Is there a way to get the type definitions of A and B to work in the decorator? Or has anyone solved the problem in a different way? I came across this but couldn't see a straightforward way of applying it to my usecase.


  • Your version 3 is not going to work because, as you probably noticed, at the time the decorator is called, A is not defined yet.

    If you would write your decorator in the way before the @ syntactic sugar was added to Python:

    def some_decorator(fun):
        return fun
    def xyz():

    , that is:

    def some_decorator(fun):
        return fun
    def xyz():

    then that should be immediately clear.

    Your version 2, defers the registration of your loader and dumper routines until an instance of both A and B is created in some otherway than loading before you can do loading. That could be working if you created instances of both classes and then did dump, followed by load, from within one program. But if you only create B and want to dump it, then the functions for A have not registred and A.dump() is not available. And anyway if a program does both dump and load data, it is much more common to do the loading from some persistent storage first, and then do the dumping, and during loading the registration would not yet have taken place. So you would need some extra registration mechanism for all your classes and creation of at least one instance for each of these classes. Probably not what you want.

    In version 1, you cannot easily find dumpA while in dumpB, although it should be possible to look into the internals of serializable_types and find the parent class of B, this however is non-trivial, ugly and there is a better way by minimizing dumpB (and dumpA) into functions that return the value returned some method of B (resp. A), appropriately named dump:

    from camel import CamelRegistry, Camel
    serializable_types = CamelRegistry()
    # VERSION 1 - dump and load in external functions
    class A:
        def __init__(self, x):
            self._x = x
        def dump(self):
            return {'x': self._x}
    @serializable_types.dumper(A, 'object_A', version=None)
    def dumpA(a):
        return a.dump()
    @serializable_types.loader('object_A', version=None)
    def loadA(data, version):
        return A(data.x)
    class B(A):
        def __init__(self, x, y):
            self._y = y
        def dump(self):
            b_data = A.dump(self)
            b_data.update({'y': b._y})
            return b_data
    @serializable_types.dumper(B, 'object_B', version=None)
    def dumpB(b):
        return b.dump()
    @serializable_types.loader('object_B', version=None)
    def loadB(data, version):
        return B(data.x)
    if __name__ == "__main__":
        serialization_interface = Camel([serializable_types])
        b = B(x=3, y=4)
        s = serialization_interface.dump(b)

    which gives:

    x: 3
    y: 4

    That works because by the time dumpB is called, you have an instance of type B (otherwise you could not get at its attributes), and the methods of class B know about class A.
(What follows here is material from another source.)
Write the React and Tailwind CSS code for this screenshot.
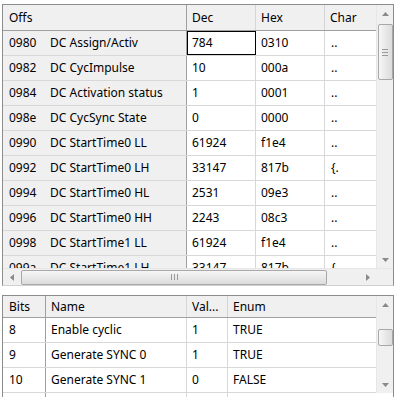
import React from "react";

const FONT = { fontFamily: '"Noto Sans", "Open Sans", sans-serif' };

const topRows = [
  ["0980", "DC Assign/Activ", "784", "0310", ".."],
  ["0982", "DC CycImpulse", "10", "000a", ".."],
  ["0984", "DC Activation status", "1", "0001", ".."],
  ["098e", "DC CycSync State", "0", "0000", ".."],
  ["0990", "DC StartTime0 LL", "61924", "f1e4", ".."],
  ["0992", "DC StartTime0 LH", "33147", "817b", "{."],
  ["0994", "DC StartTime0 HL", "2531", "09e3", ".."],
  ["0996", "DC StartTime0 HH", "2243", "08c3", ".."],
  ["0998", "DC StartTime1 LL", "61924", "f1e4", ".."],
  ["099a", "DC StartTime1 LH", "33147", "817b", "{."],
];

const botRows = [
  ["8", "Enable cyclic", "1", "TRUE"],
  ["9", "Generate SYNC 0", "1", "TRUE"],
  ["10", "Generate SYNC 1", "0", "FALSE"],
  ["11", "Reserved", "0", "FALSE"],
];

function Tri({ dir }) {
  const paths = {
    up: "M0 4 L3.5 0 L7 4 Z",
    down: "M0 0 L7 0 L3.5 4 Z",
  };
  if (dir === "left" || dir === "right") {
    return (
      <svg width="4" height="7" viewBox="0 0 4 7">
        <path d={dir === "left" ? "M4 0 L0 3.5 L4 7 Z" : "M0 0 L4 3.5 L0 7 Z"} fill="#8a8a8a" />
      </svg>
    );
  }
  return (
    <svg width="7" height="4" viewBox="0 0 7 4">
      <path d={paths[dir]} fill="#8a8a8a" />
    </svg>
  );
}

function VThumb({ h, grip }) {
  return (
    <div
      className="mx-auto w-[15px] rounded-[2px] border border-[#a8a8a8] bg-gradient-to-r from-[#f6f6f6] to-[#dcdcdc] flex flex-col items-center justify-center gap-[2px]"
      style={{ height: h }}
    >
      {grip && (
        <>
          <div className="w-[6px] h-px bg-[#9a9a9a]" />
          <div className="w-[6px] h-px bg-[#9a9a9a]" />
          <div className="w-[6px] h-px bg-[#9a9a9a]" />
        </>
      )}
    </div>
  );
}

export default function App() {
  return (
    <div className="w-[396px] h-[397px] overflow-hidden bg-white text-[12px] text-black leading-none" style={FONT}>
      {/* Top panel */}
      <div className="ml-[2px] mt-[4px] w-[392px] h-[282px] border border-[#8c8c8c] border-b-[#d0d0d0] flex flex-col">
        <div className="flex h-[263px]">
          <div className="w-[373px] overflow-hidden">
            <div className="flex h-[26px] bg-[#f0f0f0] border-b border-[#a0a0a0]">
              <div className="w-[184px] border-r border-[#a0a0a0] pl-[6px] flex items-center">Offs</div>
              <div className="w-[69px] border-r border-[#d5d5d5] pl-[5px] flex items-center">Dec</div>
              <div className="w-[69px] border-r border-[#d5d5d5] pl-[5px] flex items-center">Hex</div>
              <div className="w-[51px] pl-[5px] flex items-center">Char</div>
            </div>
            {topRows.map((r, i) => (
              <div key={i} className="flex h-[25px] border-b border-[#d8d8d8]">
                <div className="w-[184px] bg-[#f0f0f0] border-r border-[#a0a0a0] pl-[6px] flex items-center">
                  <span className="w-[41px]">{r[0]}</span>
                  <span>{r[1]}</span>
                </div>
                <div
                  className={
                    "w-[69px] border-r pl-[5px] flex items-center " +
                    (i === 0 ? "outline outline-1 outline-black -outline-offset-1 border-[#d8d8d8]" : "border-[#d8d8d8]")
                  }
                >
                  {r[2]}
                </div>
                <div className="w-[69px] border-r border-[#d8d8d8] pl-[5px] flex items-center">{r[3]}</div>
                <div className="w-[51px] pl-[6px] flex items-center">{r[4]}</div>
              </div>
            ))}
          </div>
          {/* vertical scrollbar */}
          <div className="w-[17px] bg-[#f0f0f0] flex flex-col border-l border-[#e6e6e6]">
            <div className="h-[17px] flex items-center justify-center">
              <Tri dir="up" />
            </div>
            <div className="flex-1 pt-[2px]">
              <VThumb h={56} grip />
            </div>
            <div className="h-[17px] flex items-center justify-center">
              <Tri dir="down" />
            </div>
          </div>
        </div>
        {/* horizontal scrollbar */}
        <div className="flex h-[17px] bg-[#f0f0f0] border-t border-[#e6e6e6]">
          <div className="w-[17px] flex items-center justify-center">
            <Tri dir="left" />
          </div>
          <div className="flex-1 flex items-center">
            <div className="ml-[1px] w-[306px] h-[15px] rounded-[2px] border border-[#a8a8a8] bg-gradient-to-b from-[#f6f6f6] to-[#dcdcdc] flex items-center justify-center gap-[2px]">
              <div className="h-[6px] w-px bg-[#9a9a9a]" />
              <div className="h-[6px] w-px bg-[#9a9a9a]" />
              <div className="h-[6px] w-px bg-[#9a9a9a]" />
            </div>
          </div>
          <div className="w-[17px] flex items-center justify-center">
            <Tri dir="right" />
          </div>
          <div className="w-[17px] bg-[#f0f0f0]" />
        </div>
      </div>

      {/* Bottom panel */}
      <div className="ml-[2px] mt-[9px] w-[392px] h-[120px] border border-[#8c8c8c] border-b-0 flex">
        <div className="w-[373px] overflow-hidden">
          <div className="flex h-[22px] bg-[#f0f0f0] border-b border-[#a0a0a0]">
            <div className="w-[43px] border-r border-[#a0a0a0] pl-[6px] flex items-center">Bits</div>
            <div className="w-[141px] border-r border-[#d5d5d5] pl-[5px] flex items-center">Name</div>
            <div className="w-[41px] border-r border-[#d5d5d5] pl-[5px] flex items-center">Val...</div>
            <div className="w-[148px] pl-[5px] flex items-center">Enum</div>
          </div>
          {botRows.map((r, i) => (
            <div key={i} className="flex h-[25px] border-b border-[#d8d8d8]">
              <div className="w-[43px] border-r border-[#a0a0a0] pl-[6px] flex items-center">{r[0]}</div>
              <div className="w-[141px] border-r border-[#d8d8d8] pl-[5px] flex items-center">{r[1]}</div>
              <div className="w-[41px] border-r border-[#d8d8d8] pl-[5px] flex items-center">{r[2]}</div>
              <div className="w-[148px] pl-[5px] flex items-center">{r[3]}</div>
            </div>
          ))}
        </div>
        <div className="w-[17px] h-[97px] bg-[#f0f0f0] flex flex-col border-l border-[#e6e6e6]">
          <div className="h-[17px] flex items-center justify-center">
            <Tri dir="up" />
          </div>
          <div className="flex-1 pt-[16px]">
            <VThumb h={17} />
          </div>
          <div className="h-[17px] flex items-center justify-center">
            <Tri dir="down" />
          </div>
        </div>
      </div>
    </div>
  );
}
    Please note that doing return B(data.x) is not going to work in any of your versions as B's __init__ expects two parameters.

    I find the above rather unreadable.

    You indicate that "simple yaml did not seem to be able to deal with this reliably". I am not aware of why this would be true, but there is a lot of misunderstanding about YAML¹

    I recommend you take a look at ruamel.yaml (disclaimer: I am the author of that package). It requires registration of classes for dumping and loading, uses pre-defined method names for loading and dumping (from_yaml resp. to_yaml), and the "registration office" calls these methods including class information. So there is no need to defer the definition of these methods until you construct an object as in your version 2.

    You can either explicitly register a class or decorate the class as soon as the decorator is available (i.e. once you have your YAML instance). Since B is inherting from A, you only have to provide to_yaml and from_yaml in A and can re-use the dump methods from the previous example:

    import sys
    class A:
        yaml_tag = u'!object_A'
        def __init__(self, x):
            self._x = x
        def to_yaml(cls, representer, node):
            return representer.represent_mapping(cls.yaml_tag, cls.dump(node))
        def from_yaml(cls, constructor, node):
            instance = cls.__new__(cls)
            yield instance
            state = ruamel.yaml.constructor.SafeConstructor.construct_mapping(
                  constructor, node, deep=True)
        def dump(self):
            return {'x': self._x}
    import ruamel.yaml  # delayed import so A cannot be decorated
    yaml = ruamel.yaml.YAML()
    class B(A):
        yaml_tag = u'!object_B'
        def __init__(self, x, y):
            self._y = y
        def dump(self):
            b_data = A.dump(self)
            b_data.update({'y': b._y})
            return b_data
    # B not registered, because it is already decorated
    b = B(x=3, y=4)
    yaml.dump(b, sys.stdout)
    print('=' * 20)
    b = yaml.load("""\
    x: 42
    y: 196
    print('b.x: {.x}, b.y: {.y}'.format(b, b))

    which gives:

    x: 3
    y: 4
    b.x: 42, b.y: 196

    The yield in the above code is necessary to deal with instances that have (indirect) circular references to themselves and for which, obviously, not all arguments can be available at the time of object creation.

    ¹ E.g. one YAML 1.2 reference states that a YAML document begins with ---, where that is actually called a directives-end-marker and not document-start-marker for good reasons. And that ..., the document-end-marker, can only be followed by directives or
    ---, whereas the spec clearly indcates that it can be followed by comments and also by bare documents.